(Interface markup and scripts)
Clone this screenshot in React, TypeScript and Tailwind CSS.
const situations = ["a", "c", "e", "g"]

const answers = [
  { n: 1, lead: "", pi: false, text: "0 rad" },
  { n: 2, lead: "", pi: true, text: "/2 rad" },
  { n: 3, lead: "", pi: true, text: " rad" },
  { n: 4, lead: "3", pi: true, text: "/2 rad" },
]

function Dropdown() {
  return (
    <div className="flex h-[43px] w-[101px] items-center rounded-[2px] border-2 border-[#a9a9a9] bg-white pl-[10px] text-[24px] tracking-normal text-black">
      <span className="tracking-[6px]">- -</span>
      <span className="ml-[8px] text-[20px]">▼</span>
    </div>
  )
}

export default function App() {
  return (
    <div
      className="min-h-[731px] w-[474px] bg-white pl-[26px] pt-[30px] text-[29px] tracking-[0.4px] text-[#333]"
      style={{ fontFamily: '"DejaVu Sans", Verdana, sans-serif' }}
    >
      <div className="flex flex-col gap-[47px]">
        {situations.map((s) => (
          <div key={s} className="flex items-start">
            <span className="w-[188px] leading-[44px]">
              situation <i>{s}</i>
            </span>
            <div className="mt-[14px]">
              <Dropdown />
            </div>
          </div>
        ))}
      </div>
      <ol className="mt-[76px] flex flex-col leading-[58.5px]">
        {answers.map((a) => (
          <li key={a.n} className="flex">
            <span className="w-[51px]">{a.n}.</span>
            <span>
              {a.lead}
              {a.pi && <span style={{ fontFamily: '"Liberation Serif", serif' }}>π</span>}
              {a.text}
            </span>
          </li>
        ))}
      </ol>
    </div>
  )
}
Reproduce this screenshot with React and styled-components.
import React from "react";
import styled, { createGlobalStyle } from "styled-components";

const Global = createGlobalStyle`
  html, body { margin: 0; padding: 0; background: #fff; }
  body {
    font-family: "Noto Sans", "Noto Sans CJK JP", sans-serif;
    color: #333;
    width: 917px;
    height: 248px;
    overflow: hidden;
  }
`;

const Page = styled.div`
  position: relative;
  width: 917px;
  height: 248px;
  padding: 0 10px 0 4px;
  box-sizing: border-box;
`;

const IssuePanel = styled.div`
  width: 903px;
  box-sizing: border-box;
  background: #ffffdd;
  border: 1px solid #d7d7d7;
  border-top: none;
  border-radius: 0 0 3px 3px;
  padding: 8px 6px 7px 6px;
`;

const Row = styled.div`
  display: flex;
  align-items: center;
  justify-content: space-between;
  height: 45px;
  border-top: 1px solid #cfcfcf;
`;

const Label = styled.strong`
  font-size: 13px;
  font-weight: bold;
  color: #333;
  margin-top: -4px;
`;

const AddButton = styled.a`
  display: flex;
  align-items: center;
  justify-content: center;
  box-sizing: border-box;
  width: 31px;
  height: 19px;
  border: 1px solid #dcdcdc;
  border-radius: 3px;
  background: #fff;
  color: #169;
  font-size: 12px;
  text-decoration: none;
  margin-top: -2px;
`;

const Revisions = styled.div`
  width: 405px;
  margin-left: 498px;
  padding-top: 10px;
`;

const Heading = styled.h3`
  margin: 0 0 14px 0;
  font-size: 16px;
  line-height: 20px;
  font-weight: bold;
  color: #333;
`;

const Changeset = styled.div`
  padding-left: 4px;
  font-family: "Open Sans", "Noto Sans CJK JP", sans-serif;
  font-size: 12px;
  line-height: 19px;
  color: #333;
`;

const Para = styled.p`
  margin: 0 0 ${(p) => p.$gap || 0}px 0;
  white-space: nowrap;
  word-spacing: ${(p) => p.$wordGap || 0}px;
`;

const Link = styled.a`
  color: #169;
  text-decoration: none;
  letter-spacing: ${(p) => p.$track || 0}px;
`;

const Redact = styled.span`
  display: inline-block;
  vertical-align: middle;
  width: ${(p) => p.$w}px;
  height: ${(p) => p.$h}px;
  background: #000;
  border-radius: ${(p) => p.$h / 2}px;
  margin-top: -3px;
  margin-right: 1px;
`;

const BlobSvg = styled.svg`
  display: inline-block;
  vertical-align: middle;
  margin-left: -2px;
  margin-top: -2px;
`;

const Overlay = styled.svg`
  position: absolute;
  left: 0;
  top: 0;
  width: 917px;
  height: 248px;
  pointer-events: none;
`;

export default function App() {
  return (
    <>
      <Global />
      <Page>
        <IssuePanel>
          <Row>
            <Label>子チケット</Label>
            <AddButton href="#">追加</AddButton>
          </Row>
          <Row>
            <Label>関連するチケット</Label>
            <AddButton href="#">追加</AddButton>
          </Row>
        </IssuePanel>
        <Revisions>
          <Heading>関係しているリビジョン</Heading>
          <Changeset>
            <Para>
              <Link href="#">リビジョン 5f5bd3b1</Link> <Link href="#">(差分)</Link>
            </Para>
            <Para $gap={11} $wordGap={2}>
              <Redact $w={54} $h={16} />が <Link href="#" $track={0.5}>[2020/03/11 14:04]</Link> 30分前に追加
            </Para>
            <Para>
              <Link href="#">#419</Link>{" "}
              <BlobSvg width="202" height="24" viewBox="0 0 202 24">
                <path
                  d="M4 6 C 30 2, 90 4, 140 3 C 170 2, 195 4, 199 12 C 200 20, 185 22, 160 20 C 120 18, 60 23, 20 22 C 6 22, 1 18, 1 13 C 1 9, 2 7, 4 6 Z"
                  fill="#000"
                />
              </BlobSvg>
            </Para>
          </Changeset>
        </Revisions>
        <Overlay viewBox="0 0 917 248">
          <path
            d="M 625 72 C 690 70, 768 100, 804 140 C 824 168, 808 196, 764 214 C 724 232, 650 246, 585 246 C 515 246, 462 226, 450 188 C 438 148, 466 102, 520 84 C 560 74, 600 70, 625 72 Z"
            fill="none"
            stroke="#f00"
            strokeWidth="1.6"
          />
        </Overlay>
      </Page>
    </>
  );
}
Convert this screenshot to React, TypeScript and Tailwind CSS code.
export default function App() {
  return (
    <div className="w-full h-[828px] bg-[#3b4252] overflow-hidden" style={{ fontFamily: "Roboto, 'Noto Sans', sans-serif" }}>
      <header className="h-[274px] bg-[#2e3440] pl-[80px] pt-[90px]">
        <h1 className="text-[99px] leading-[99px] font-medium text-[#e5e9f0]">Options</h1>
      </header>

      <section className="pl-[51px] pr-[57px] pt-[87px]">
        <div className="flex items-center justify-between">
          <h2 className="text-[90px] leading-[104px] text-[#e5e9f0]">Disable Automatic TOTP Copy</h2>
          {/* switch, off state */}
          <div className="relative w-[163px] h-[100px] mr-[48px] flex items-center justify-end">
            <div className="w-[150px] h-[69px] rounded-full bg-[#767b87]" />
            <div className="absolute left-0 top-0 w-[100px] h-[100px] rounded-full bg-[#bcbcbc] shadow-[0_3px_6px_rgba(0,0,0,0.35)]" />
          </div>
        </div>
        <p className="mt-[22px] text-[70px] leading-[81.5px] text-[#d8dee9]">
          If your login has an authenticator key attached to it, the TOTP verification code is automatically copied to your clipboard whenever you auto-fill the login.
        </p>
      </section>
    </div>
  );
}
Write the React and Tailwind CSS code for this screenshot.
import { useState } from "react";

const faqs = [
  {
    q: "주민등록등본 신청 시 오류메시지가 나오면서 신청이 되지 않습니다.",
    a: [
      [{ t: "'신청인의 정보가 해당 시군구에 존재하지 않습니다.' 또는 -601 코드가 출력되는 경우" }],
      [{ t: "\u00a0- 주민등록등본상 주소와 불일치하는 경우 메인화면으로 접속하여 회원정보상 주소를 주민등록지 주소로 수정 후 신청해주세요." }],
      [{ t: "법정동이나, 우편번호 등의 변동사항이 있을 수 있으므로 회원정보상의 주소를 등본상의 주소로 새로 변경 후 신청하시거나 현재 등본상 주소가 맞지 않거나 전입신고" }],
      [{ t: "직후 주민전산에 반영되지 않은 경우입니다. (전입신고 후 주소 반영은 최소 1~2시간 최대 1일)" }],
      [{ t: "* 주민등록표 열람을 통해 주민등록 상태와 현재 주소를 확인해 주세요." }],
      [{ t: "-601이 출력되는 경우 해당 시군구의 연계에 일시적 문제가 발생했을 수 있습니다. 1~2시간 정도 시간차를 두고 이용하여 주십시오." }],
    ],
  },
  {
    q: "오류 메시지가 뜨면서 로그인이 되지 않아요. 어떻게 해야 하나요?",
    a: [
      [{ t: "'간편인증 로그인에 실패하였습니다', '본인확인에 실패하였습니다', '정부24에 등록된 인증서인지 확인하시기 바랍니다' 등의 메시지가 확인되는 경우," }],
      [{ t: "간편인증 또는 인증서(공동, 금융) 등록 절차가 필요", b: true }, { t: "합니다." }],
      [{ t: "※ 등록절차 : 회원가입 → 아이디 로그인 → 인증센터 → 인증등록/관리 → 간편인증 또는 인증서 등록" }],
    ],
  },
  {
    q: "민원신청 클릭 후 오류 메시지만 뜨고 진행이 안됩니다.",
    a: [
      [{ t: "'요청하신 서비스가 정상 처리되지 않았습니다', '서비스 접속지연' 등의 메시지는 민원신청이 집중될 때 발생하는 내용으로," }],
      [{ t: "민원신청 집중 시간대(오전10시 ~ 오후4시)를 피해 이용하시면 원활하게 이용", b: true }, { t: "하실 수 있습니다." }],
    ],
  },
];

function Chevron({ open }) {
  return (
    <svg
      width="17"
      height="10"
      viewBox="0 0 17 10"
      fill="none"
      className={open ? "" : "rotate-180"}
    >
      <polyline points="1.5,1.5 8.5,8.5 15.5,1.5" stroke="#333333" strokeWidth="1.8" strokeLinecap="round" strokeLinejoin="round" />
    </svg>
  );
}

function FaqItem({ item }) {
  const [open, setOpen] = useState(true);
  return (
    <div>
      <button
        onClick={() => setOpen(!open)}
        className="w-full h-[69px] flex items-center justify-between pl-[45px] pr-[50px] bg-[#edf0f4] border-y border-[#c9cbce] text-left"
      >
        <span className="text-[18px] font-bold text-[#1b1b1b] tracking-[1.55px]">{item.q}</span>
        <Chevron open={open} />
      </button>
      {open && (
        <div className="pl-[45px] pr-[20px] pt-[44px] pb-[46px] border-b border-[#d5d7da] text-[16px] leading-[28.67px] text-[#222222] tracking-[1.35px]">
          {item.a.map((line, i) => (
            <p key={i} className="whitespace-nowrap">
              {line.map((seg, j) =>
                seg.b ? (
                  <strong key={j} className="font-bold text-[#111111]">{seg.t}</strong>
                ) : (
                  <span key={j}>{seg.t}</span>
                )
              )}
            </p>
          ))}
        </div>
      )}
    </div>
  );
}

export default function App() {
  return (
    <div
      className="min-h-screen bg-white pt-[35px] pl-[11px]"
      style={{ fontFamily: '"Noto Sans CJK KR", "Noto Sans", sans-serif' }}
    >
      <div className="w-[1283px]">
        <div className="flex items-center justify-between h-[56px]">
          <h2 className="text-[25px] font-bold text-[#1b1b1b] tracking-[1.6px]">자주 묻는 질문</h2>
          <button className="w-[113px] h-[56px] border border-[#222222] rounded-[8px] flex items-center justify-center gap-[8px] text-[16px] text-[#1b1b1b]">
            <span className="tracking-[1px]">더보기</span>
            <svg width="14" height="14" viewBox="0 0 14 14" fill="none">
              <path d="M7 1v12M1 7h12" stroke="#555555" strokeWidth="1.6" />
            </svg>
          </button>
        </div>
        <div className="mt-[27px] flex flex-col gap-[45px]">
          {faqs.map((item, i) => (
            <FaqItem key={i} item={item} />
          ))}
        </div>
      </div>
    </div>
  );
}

• _EXERCISE GOAL_
Locate all lines in the listing above with the word "code". Copy them.

• _RESULT_
Convert this screenshot to React, TypeScript and Tailwind CSS code.
          If your login has an authenticator key attached to it, the TOTP verification code is automatically copied to your clipboard whenever you auto-fill the login.
Write the React and Tailwind CSS code for this screenshot.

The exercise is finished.